If your partner is checking your balls after trips, like that is going to indicate you’ve been stepping out, you need to run far away. Then again Doug looks like Mr. Potato head, and I don’t see anyone trying to claim him.

Tami stay having beef with someone. She’s just mad that no matter where she goes, she’ll always be the girl who literally got dragged on The Real World, talked about her abortion, and got dumped by her NBA husband. All the eye cutting and funny comments isn’t going to change that.

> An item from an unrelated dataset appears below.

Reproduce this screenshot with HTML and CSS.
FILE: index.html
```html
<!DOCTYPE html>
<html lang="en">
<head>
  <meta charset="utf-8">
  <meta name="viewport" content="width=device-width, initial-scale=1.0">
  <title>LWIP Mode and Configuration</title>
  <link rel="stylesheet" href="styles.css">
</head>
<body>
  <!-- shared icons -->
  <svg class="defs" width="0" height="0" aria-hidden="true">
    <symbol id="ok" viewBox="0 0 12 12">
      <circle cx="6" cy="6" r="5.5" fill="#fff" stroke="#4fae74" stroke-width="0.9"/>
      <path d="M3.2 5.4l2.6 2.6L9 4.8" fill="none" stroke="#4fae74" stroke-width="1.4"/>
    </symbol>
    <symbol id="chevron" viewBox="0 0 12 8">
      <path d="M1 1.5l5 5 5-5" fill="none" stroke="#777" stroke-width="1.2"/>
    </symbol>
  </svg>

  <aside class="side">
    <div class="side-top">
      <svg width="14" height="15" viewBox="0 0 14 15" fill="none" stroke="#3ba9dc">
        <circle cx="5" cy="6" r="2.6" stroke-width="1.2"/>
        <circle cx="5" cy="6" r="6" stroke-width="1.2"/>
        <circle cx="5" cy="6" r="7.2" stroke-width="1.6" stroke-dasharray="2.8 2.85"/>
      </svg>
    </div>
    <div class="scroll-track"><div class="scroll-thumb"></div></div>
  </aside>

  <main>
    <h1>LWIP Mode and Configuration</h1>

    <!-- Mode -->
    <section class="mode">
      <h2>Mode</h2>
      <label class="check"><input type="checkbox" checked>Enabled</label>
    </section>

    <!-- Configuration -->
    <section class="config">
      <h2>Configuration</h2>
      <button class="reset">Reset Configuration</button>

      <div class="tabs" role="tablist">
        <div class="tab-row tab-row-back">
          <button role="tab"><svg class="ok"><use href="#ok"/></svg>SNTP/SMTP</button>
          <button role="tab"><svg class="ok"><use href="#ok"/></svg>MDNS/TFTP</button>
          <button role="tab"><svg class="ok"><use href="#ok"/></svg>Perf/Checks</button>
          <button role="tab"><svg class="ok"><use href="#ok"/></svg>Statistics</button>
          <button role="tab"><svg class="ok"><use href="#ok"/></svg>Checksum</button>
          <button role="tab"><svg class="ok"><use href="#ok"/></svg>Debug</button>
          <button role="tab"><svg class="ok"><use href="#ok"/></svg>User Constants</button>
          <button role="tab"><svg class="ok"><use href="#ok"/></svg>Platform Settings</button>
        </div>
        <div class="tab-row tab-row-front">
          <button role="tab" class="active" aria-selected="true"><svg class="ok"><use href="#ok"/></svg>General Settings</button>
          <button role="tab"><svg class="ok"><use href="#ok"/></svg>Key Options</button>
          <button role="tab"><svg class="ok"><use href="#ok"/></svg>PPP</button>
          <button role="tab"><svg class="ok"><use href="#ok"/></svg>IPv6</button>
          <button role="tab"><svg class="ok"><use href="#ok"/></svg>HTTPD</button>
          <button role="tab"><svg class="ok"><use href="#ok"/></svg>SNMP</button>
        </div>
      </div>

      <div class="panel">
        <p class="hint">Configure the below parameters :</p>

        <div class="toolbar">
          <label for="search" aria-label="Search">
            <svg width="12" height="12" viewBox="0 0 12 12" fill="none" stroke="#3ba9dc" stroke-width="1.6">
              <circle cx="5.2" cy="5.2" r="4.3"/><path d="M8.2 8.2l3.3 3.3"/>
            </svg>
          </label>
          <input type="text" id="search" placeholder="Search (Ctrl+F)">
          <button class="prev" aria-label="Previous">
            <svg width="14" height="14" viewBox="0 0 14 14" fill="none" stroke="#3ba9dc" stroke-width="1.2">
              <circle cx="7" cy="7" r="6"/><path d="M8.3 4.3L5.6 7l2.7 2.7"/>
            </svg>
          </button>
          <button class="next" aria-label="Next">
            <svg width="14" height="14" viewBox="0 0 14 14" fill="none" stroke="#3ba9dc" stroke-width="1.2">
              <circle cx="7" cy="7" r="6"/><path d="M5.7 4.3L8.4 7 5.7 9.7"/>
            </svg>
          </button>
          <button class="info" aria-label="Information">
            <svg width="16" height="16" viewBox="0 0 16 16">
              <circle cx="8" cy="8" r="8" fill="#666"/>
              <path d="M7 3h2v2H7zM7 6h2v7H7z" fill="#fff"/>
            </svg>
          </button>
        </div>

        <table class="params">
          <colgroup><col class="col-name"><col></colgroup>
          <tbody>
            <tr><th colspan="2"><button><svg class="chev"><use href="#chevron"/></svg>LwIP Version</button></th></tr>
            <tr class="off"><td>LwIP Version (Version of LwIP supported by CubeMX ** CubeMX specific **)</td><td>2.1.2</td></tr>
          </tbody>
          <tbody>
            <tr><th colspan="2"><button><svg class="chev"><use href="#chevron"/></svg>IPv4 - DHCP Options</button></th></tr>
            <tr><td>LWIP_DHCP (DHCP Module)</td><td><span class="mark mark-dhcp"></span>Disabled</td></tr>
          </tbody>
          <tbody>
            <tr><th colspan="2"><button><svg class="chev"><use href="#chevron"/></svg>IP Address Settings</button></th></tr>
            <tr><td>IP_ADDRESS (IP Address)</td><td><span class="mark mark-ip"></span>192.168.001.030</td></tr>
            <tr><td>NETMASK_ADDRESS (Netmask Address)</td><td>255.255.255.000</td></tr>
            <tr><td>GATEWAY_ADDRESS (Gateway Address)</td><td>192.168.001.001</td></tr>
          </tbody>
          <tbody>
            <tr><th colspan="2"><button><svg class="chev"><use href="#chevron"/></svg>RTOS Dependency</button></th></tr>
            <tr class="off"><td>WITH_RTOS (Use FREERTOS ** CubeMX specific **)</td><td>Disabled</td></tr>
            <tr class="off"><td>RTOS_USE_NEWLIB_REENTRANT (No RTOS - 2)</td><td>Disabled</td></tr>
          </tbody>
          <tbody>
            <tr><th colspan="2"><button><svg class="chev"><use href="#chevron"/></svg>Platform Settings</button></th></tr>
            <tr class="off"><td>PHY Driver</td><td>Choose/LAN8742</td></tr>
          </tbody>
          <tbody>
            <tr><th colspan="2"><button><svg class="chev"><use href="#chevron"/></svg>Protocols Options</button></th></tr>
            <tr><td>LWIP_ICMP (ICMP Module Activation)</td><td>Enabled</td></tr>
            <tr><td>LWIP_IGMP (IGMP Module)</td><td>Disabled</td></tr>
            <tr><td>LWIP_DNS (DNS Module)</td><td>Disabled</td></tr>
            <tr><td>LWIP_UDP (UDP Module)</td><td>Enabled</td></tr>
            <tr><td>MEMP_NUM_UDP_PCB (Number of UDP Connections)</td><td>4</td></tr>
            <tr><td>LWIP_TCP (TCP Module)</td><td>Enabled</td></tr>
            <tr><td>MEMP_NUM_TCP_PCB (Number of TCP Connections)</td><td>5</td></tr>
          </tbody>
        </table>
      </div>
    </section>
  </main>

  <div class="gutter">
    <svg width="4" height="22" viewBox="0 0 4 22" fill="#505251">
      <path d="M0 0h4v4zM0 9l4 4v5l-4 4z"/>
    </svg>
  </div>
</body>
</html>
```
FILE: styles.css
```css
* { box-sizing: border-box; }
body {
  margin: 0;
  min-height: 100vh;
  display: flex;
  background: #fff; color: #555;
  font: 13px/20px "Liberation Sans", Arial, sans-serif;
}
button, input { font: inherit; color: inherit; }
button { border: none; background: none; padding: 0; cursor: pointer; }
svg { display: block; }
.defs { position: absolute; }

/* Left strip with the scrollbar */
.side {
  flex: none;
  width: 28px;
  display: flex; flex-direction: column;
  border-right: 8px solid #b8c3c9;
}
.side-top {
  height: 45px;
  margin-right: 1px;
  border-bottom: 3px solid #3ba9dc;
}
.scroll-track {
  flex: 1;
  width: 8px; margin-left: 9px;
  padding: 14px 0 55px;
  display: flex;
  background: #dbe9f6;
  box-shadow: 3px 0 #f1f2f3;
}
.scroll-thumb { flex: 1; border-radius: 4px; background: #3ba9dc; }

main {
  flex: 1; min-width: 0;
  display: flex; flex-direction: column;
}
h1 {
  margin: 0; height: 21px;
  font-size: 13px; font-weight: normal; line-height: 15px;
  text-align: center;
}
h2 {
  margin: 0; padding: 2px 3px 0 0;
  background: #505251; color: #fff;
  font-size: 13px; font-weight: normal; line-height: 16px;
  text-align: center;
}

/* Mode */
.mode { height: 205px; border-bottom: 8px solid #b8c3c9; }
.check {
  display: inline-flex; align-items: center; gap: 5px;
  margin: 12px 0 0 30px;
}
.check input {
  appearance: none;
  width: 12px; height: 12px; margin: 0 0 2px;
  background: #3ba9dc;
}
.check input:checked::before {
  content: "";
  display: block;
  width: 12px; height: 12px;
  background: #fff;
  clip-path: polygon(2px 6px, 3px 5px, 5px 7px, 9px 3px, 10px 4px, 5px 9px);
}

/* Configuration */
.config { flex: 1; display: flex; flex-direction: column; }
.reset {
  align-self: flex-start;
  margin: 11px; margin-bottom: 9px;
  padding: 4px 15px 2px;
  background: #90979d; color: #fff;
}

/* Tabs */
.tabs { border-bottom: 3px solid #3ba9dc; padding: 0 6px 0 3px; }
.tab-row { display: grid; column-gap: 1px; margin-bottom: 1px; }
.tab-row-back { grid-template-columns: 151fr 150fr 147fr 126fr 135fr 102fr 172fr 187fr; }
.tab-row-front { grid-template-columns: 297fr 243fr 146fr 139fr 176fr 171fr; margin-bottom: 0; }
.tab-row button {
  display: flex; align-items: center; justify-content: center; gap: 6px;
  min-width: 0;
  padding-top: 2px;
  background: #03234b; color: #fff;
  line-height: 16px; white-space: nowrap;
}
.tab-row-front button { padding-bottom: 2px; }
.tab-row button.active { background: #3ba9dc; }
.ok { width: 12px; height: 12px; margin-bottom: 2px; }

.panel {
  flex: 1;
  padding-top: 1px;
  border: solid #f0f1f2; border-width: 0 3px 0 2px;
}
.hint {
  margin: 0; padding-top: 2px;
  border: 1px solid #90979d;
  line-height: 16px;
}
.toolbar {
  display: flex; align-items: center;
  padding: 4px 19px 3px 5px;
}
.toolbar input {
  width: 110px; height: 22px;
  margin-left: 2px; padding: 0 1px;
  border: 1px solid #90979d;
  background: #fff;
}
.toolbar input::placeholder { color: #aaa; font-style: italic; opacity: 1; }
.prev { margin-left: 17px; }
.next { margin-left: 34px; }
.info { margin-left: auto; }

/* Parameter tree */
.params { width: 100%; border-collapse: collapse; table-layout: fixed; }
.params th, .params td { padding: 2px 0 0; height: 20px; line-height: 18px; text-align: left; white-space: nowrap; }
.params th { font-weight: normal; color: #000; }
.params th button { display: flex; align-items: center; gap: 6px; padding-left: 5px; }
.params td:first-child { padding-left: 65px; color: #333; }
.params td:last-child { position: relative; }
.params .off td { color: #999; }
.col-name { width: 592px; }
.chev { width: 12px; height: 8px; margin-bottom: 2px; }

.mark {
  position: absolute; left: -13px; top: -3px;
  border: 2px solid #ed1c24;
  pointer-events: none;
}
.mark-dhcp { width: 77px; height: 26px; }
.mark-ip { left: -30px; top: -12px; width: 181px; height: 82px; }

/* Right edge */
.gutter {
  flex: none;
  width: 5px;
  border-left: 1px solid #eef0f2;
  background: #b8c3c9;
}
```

I only saw a little bit of Duffy’s entrance, but it looked like she was playing the Amber Rose position. I can see how that would get annoying.

Quinton Jackson says:

Gurl, all these hoes are too damn old to be acting like that. But S/O to Shaunie though, she knows how to get ha checks and cash them mmkay. Tami was a hot mess on The Real World, she and some other broad pretty much accused a man of rape…chile she’s been a mess for over 20 years now. Duffy is aight, but she stays up Brandi’s ass and that annoys me, but hunnie if u want some real drama go watch Bad Girls Club.

Scrapple says:

Shaunie may have taken that check getting too far. That family show she had was not cute. I tuned out after ten minutes.

I forgot BBC had started. I’m always late to those new seasons because I rarely watch that channel. I love me some messy, replacement bitches.

Quinton Jackson says:

You so nice, because i didn’t even give ha family show a chance. The segments they used to have on BBWLA were boring as hell, so i knew i was going to watch them for 30 mins.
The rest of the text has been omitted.